Given instruction: Restate the full listing word for word and leave the pictures out.

Given data:
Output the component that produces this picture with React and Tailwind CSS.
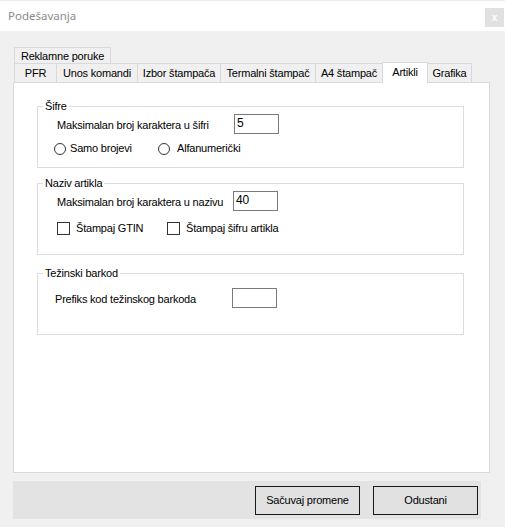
export default function App() {
  const tabBase = "h-[19px] border-t border-l border-[#d9d9d9] bg-[#f0f0f0] flex items-center justify-center leading-none pt-[1px] whitespace-nowrap";
  return (
    <div className="w-[505px] h-[527px] bg-[#f0f0f0] overflow-hidden text-[11px] tracking-[-0.2px] text-black font-['Liberation_Sans',sans-serif]">
      <div className="h-px bg-[#ececec]" />
      <div className="h-[30px] bg-white flex items-center justify-between pl-[8px] pr-px">
        <span className="text-[#8c8c8c] text-[11.5px] tracking-normal font-['Noto_Sans',sans-serif]">Podešavanja</span>
        <div className="w-[19px] h-[19px] mt-[2px] bg-[#e1e1e1] text-white text-[10px] flex items-center justify-center font-bold">x</div>
      </div>

      <div className="pl-[13px] pt-[16px]">
        <div className="pl-px">
          <div className="flex">
            <div className="w-[97px] h-[16px] border-t border-l border-r border-[#d9d9d9] bg-[#f0f0f0] flex items-center justify-center leading-none pt-[2px] whitespace-nowrap">Reklamne poruke</div>
          </div>
          <div className="flex h-[19px] items-start">
            <div className={`${tabBase} w-[42px]`}>PFR</div>
            <div className={`${tabBase} w-[81px]`}>Unos komandi</div>
            <div className={`${tabBase} w-[83px]`}>Izbor štampača</div>
            <div className={`${tabBase} w-[95px]`}>Termalni štampač</div>
            <div className={`${tabBase} w-[67px]`}>A4 štampač</div>
            <div className="w-[46px] h-[21px] -mt-px relative z-10 bg-white border-t border-l border-r border-[#d9d9d9] flex items-start justify-center leading-none pt-[4px] whitespace-nowrap">Artikli</div>
            <div className={`${tabBase} w-[45px] -ml-px border-r`}>Grafika</div>
          </div>
        </div>

        <div className="w-[477px] h-[391px] bg-white border border-[#d9d9d9] pl-[23px] pt-[17px]">
          <fieldset className="w-[427px] border border-[#dcdcdc]">
            <legend className="ml-[5px] px-[2px] leading-[13px]">Šifre</legend>
            <div className="pt-px pb-[12px]">
              <div className="flex items-center h-[20px] pl-[19px]">
                <span className="w-[177px] leading-none pt-[2px]">Maksimalan broj karaktera u šifri</span>
                <div className="w-[45px] h-[20px] border border-[#7a7a7a] pl-[2px] text-[12px] leading-[16px]">5</div>
              </div>
              <div className="flex items-center h-[13px] mt-[8px] pl-[16px]">
                <div className="flex items-center w-[104px]">
                  <span className="w-[12px] h-[12px] rounded-full border border-[#333] bg-white" />
                  <span className="ml-[4px] leading-none">Samo brojevi</span>
                </div>
                <div className="flex items-center">
                  <span className="w-[12px] h-[12px] rounded-full border border-[#333] bg-white" />
                  <span className="ml-[7px] leading-none">Alfanumerički</span>
                </div>
              </div>
            </div>
          </fieldset>

          <fieldset className="w-[427px] border border-[#dcdcdc] mt-[9px]">
            <legend className="ml-[5px] px-[2px] leading-[13px]">Naziv artikla</legend>
            <div className="pt-[1px] pb-[19px]">
              <div className="flex items-center h-[20px] pl-[19px]">
                <span className="w-[176px] leading-none pt-[2px]">Maksimalan broj karaktera u nazivu</span>
                <div className="w-[45px] h-[20px] border border-[#7a7a7a] pl-[2px] text-[12px] leading-[16px]">40</div>
              </div>
              <div className="flex items-center h-[13px] mt-[11px] pl-[19px]">
                <div className="flex items-center w-[110px]">
                  <span className="w-[13px] h-[13px] border border-[#333] bg-white" />
                  <span className="ml-[6px] leading-none">Štampaj GTIN</span>
                </div>
                <div className="flex items-center">
                  <span className="w-[13px] h-[13px] border border-[#333] bg-white" />
                  <span className="ml-[6px] leading-none">Štampaj šifru artikla</span>
                </div>
              </div>
            </div>
          </fieldset>

          <fieldset className="w-[427px] border border-[#dcdcdc] mt-[12px]">
            <legend className="ml-[5px] px-[2px] leading-[13px]">Težinski barkod</legend>
            <div className="pt-[8px] pb-[26px]">
              <div className="flex items-center h-[20px] pl-[17px]">
                <span className="w-[177px] leading-none pt-[2px]">Prefiks kod težinskog barkoda</span>
                <div className="w-[45px] h-[20px] border border-[#7a7a7a]" />
              </div>
            </div>
          </fieldset>
        </div>

        <div className="w-[468px] h-[38px] mt-[8px] bg-[#e3e3e3] flex justify-end items-start pt-[5px] pr-[3px] gap-[13px]">
          <button className="w-[105px] h-[29px] border border-[#1a1a1a] bg-[#e1e1e1] flex items-center justify-center leading-none">Sačuvaj promene</button>
          <button className="w-[105px] h-[29px] border border-[#1a1a1a] bg-[#e1e1e1] flex items-center justify-center leading-none">Odustani</button>
        </div>
      </div>
    </div>
  );
}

Output for this exercise:
Output the component that produces this picture with React and Tailwind CSS.
export default function App() {
  const tabBase = "h-[19px] border-t border-l border-[#d9d9d9] bg-[#f0f0f0] flex items-center justify-center leading-none pt-[1px] whitespace-nowrap";
  return (
    <div className="w-[505px] h-[527px] bg-[#f0f0f0] overflow-hidden text-[11px] tracking-[-0.2px] text-black font-['Liberation_Sans',sans-serif]">
      <div className="h-px bg-[#ececec]" />
      <div className="h-[30px] bg-white flex items-center justify-between pl-[8px] pr-px">
        <span className="text-[#8c8c8c] text-[11.5px] tracking-normal font-['Noto_Sans',sans-serif]">Podešavanja</span>
        <div className="w-[19px] h-[19px] mt-[2px] bg-[#e1e1e1] text-white text-[10px] flex items-center justify-center font-bold">x</div>
      </div>

      <div className="pl-[13px] pt-[16px]">
        <div className="pl-px">
          <div className="flex">
            <div className="w-[97px] h-[16px] border-t border-l border-r border-[#d9d9d9] bg-[#f0f0f0] flex items-center justify-center leading-none pt-[2px] whitespace-nowrap">Reklamne poruke</div>
          </div>
          <div className="flex h-[19px] items-start">
            <div className={`${tabBase} w-[42px]`}>PFR</div>
            <div className={`${tabBase} w-[81px]`}>Unos komandi</div>
            <div className={`${tabBase} w-[83px]`}>Izbor štampača</div>
            <div className={`${tabBase} w-[95px]`}>Termalni štampač</div>
            <div className={`${tabBase} w-[67px]`}>A4 štampač</div>
            <div className="w-[46px] h-[21px] -mt-px relative z-10 bg-white border-t border-l border-r border-[#d9d9d9] flex items-start justify-center leading-none pt-[4px] whitespace-nowrap">Artikli</div>
            <div className={`${tabBase} w-[45px] -ml-px border-r`}>Grafika</div>
          </div>
        </div>

        <div className="w-[477px] h-[391px] bg-white border border-[#d9d9d9] pl-[23px] pt-[17px]">
          <fieldset className="w-[427px] border border-[#dcdcdc]">
            <legend className="ml-[5px] px-[2px] leading-[13px]">Šifre</legend>
            <div className="pt-px pb-[12px]">
              <div className="flex items-center h-[20px] pl-[19px]">
                <span className="w-[177px] leading-none pt-[2px]">Maksimalan broj karaktera u šifri</span>
                <div className="w-[45px] h-[20px] border border-[#7a7a7a] pl-[2px] text-[12px] leading-[16px]">5</div>
              </div>
              <div className="flex items-center h-[13px] mt-[8px] pl-[16px]">
                <div className="flex items-center w-[104px]">
                  <span className="w-[12px] h-[12px] rounded-full border border-[#333] bg-white" />
                  <span className="ml-[4px] leading-none">Samo brojevi</span>
                </div>
                <div className="flex items-center">
                  <span className="w-[12px] h-[12px] rounded-full border border-[#333] bg-white" />
                  <span className="ml-[7px] leading-none">Alfanumerički</span>
                </div>
              </div>
            </div>
          </fieldset>

          <fieldset className="w-[427px] border border-[#dcdcdc] mt-[9px]">
            <legend className="ml-[5px] px-[2px] leading-[13px]">Naziv artikla</legend>
            <div className="pt-[1px] pb-[19px]">
              <div className="flex items-center h-[20px] pl-[19px]">
                <span className="w-[176px] leading-none pt-[2px]">Maksimalan broj karaktera u nazivu</span>
                <div className="w-[45px] h-[20px] border border-[#7a7a7a] pl-[2px] text-[12px] leading-[16px]">40</div>
              </div>
              <div className="flex items-center h-[13px] mt-[11px] pl-[19px]">
                <div className="flex items-center w-[110px]">
                  <span className="w-[13px] h-[13px] border border-[#333] bg-white" />
                  <span className="ml-[6px] leading-none">Štampaj GTIN</span>
                </div>
                <div className="flex items-center">
                  <span className="w-[13px] h-[13px] border border-[#333] bg-white" />
                  <span className="ml-[6px] leading-none">Štampaj šifru artikla</span>
                </div>
              </div>
            </div>
          </fieldset>

          <fieldset className="w-[427px] border border-[#dcdcdc] mt-[12px]">
            <legend className="ml-[5px] px-[2px] leading-[13px]">Težinski barkod</legend>
            <div className="pt-[8px] pb-[26px]">
              <div className="flex items-center h-[20px] pl-[17px]">
                <span className="w-[177px] leading-none pt-[2px]">Prefiks kod težinskog barkoda</span>
                <div className="w-[45px] h-[20px] border border-[#7a7a7a]" />
              </div>
            </div>
          </fieldset>
        </div>

        <div className="w-[468px] h-[38px] mt-[8px] bg-[#e3e3e3] flex justify-end items-start pt-[5px] pr-[3px] gap-[13px]">
          <button className="w-[105px] h-[29px] border border-[#1a1a1a] bg-[#e1e1e1] flex items-center justify-center leading-none">Sačuvaj promene</button>
          <button className="w-[105px] h-[29px] border border-[#1a1a1a] bg-[#e1e1e1] flex items-center justify-center leading-none">Odustani</button>
        </div>
      </div>
    </div>
  );
}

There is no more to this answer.